The testimony during their trials and their convictions devastated the American labor movement, virtually paralyzing it until the New Deal. The McNamaras’ case in particular wrecked the career and tainted the reputation of the most prominent defender of labor of the day, Clarence Darrow, who was hired by the American Federation of Labor to defend the brothers.

To save the lives of his clients, Darrow negotiated a deal with the district attorney and the brothers pleaded guilty. Afterward, Darrow was arrested and was twice forced to defend himself against charges of attempting to bribe two prospective jurors. He was acquitted in the first trial; the second ended in a hung jury. Darrow would not return to the public spotlight until 1924, when he rescued his reputation as the defender of thrill-killers Nathan Leopold and Richard Loeb and as the hero of the Scopes “monkey trial” the next year.

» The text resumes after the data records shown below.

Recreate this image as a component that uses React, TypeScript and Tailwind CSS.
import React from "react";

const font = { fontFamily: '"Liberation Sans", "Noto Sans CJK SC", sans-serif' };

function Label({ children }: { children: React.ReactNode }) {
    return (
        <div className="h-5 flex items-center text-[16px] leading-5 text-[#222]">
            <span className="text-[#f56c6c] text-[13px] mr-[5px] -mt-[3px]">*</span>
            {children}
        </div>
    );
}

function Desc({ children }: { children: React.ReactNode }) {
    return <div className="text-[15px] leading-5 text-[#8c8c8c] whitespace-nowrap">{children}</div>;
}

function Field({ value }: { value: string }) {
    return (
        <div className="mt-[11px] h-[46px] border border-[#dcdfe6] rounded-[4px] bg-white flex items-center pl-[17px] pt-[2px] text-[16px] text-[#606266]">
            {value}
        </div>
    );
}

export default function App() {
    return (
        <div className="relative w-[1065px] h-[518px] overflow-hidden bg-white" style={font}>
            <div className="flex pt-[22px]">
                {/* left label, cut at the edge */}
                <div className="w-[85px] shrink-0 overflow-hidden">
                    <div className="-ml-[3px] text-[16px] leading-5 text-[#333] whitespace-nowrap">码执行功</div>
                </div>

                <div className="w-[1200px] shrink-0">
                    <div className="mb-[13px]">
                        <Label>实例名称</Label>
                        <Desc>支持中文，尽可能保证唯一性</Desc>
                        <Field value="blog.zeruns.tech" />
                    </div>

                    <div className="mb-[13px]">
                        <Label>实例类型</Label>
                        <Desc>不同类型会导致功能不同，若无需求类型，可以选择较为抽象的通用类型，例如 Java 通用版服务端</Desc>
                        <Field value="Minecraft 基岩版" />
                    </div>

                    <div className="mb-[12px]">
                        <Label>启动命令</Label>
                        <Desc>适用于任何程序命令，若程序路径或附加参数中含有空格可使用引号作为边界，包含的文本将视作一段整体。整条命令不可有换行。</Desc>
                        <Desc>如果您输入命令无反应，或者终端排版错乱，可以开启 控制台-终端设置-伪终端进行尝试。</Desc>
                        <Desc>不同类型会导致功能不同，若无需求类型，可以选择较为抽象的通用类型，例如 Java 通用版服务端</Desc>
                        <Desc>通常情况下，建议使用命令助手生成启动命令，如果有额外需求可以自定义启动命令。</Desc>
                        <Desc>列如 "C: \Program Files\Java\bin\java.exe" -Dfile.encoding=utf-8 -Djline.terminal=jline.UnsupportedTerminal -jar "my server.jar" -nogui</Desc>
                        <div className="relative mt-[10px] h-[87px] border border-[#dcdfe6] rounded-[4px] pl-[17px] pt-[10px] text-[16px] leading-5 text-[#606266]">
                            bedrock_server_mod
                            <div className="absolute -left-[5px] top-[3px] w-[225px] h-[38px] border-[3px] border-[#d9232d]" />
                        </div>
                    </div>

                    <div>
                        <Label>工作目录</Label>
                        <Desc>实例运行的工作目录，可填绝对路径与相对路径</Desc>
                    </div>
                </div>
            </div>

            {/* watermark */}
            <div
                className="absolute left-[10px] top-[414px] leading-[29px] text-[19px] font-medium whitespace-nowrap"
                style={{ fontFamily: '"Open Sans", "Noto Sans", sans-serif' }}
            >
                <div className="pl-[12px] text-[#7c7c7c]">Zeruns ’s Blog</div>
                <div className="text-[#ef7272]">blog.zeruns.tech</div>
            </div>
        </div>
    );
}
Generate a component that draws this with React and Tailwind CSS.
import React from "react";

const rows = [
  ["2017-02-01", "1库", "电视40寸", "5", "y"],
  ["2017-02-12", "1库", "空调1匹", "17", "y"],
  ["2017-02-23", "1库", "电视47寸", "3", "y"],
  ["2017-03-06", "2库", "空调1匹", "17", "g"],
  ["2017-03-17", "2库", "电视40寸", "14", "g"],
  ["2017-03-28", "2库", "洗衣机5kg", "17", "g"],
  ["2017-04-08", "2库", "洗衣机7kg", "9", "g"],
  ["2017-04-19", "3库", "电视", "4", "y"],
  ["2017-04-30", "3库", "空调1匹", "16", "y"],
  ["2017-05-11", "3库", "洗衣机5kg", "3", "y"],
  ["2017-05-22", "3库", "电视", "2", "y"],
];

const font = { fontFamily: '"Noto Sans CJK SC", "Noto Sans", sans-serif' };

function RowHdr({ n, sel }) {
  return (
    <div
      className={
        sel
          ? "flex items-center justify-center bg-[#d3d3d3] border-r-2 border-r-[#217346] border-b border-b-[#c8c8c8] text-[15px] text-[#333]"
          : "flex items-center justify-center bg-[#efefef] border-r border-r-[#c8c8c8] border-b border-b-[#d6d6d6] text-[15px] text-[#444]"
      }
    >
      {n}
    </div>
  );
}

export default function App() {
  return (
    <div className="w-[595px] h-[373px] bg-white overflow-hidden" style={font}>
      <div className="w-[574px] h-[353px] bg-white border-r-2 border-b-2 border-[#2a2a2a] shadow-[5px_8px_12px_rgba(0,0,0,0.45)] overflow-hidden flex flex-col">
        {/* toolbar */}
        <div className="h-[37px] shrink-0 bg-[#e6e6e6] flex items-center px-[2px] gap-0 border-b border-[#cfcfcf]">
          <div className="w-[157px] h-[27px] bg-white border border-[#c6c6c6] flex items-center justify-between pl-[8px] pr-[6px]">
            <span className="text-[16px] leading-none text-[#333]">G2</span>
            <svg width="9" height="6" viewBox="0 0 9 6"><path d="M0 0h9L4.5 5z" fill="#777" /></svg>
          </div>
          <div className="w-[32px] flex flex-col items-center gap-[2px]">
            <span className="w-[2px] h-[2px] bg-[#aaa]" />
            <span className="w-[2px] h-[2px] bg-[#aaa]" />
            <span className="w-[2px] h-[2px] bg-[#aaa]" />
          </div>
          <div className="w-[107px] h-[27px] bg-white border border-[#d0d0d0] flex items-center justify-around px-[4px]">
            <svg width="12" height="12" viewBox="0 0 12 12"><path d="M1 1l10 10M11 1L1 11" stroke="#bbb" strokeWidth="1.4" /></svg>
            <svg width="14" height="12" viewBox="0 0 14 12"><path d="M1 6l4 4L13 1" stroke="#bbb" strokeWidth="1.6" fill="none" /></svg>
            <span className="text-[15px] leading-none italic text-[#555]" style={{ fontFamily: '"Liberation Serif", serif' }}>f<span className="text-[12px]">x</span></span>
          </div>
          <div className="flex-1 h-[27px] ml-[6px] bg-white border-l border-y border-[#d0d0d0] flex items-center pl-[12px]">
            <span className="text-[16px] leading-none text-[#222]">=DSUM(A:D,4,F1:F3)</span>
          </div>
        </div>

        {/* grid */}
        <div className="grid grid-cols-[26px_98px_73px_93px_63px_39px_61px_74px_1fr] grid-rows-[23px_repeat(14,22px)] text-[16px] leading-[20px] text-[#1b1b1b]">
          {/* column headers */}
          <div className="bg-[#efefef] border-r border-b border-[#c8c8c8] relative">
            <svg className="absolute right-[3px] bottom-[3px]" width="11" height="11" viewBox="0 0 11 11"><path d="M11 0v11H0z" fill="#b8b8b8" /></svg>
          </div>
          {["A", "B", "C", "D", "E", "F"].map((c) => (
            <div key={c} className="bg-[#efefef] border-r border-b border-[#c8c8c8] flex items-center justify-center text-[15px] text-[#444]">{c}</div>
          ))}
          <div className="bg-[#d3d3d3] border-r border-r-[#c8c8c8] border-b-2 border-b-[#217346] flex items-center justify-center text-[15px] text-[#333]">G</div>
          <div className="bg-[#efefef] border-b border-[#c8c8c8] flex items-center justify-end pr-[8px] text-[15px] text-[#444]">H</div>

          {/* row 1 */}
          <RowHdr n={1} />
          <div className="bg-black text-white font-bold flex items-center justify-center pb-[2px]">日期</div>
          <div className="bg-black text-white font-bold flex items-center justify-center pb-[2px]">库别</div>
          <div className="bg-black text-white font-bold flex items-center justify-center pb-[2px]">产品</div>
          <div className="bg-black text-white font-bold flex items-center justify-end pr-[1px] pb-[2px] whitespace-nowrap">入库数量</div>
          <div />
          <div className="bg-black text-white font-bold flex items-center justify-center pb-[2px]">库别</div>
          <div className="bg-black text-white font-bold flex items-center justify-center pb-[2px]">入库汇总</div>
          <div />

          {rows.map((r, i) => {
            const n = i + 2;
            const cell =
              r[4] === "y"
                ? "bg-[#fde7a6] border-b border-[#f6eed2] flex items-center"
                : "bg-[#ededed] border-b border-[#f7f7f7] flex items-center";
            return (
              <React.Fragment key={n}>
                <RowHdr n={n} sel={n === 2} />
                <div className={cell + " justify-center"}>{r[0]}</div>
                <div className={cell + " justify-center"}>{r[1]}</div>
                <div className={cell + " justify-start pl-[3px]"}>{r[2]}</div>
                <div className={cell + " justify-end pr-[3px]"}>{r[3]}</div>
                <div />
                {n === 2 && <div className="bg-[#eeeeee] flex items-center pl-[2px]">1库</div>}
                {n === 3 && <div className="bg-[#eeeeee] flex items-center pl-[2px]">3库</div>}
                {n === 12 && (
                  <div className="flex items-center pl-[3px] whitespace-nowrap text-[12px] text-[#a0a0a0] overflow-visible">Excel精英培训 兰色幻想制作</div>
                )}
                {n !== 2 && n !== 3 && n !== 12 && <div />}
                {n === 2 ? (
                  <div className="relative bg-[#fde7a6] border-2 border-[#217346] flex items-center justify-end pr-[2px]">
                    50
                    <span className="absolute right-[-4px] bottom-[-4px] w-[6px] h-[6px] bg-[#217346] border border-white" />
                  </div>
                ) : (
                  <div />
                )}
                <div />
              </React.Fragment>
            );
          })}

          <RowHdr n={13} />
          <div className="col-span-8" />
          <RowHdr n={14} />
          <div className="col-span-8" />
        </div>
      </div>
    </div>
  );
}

The terrorism that gripped America 100 years ago is barely mentioned in California history books today. The Times long ago resigned itself to making at least a modicum of peace with the unions. The attack on the newspaper is now regarded as an embarrassment to organized labor, which has never gotten around to an unequivocal denunciation of it. A 1996 history of the Ironworkers Union says that “the dynamite conspiracy and the bombings are neither a point of pride nor a reason for guilt. The Iron Worker leadership had no real option other than to succumb in the open shop battle, which was unacceptable to them.... And despite other consequences of the dynamite campaign, they did save the union. The international officers stretched the limits of zeal in a righteous cause.”

J.B. McNamara, his guilty plea notwithstanding, remained unrepentant for the rest of his life. In a letter sent from his San Quentin prison cell to his mother, he wrote that in all great battles, men must sometimes be sacrificed for the greater good.

“As far as my act on the industrial [battle]field is concerned, I have never gave it a second thought, and I never intend to. Why should I? Does a soldier worry about his act if it happens in the line of duty?” he wrote. In another letter, the devout Roman Catholic wrote that he had dared “to carry out the precepts of the Creator.”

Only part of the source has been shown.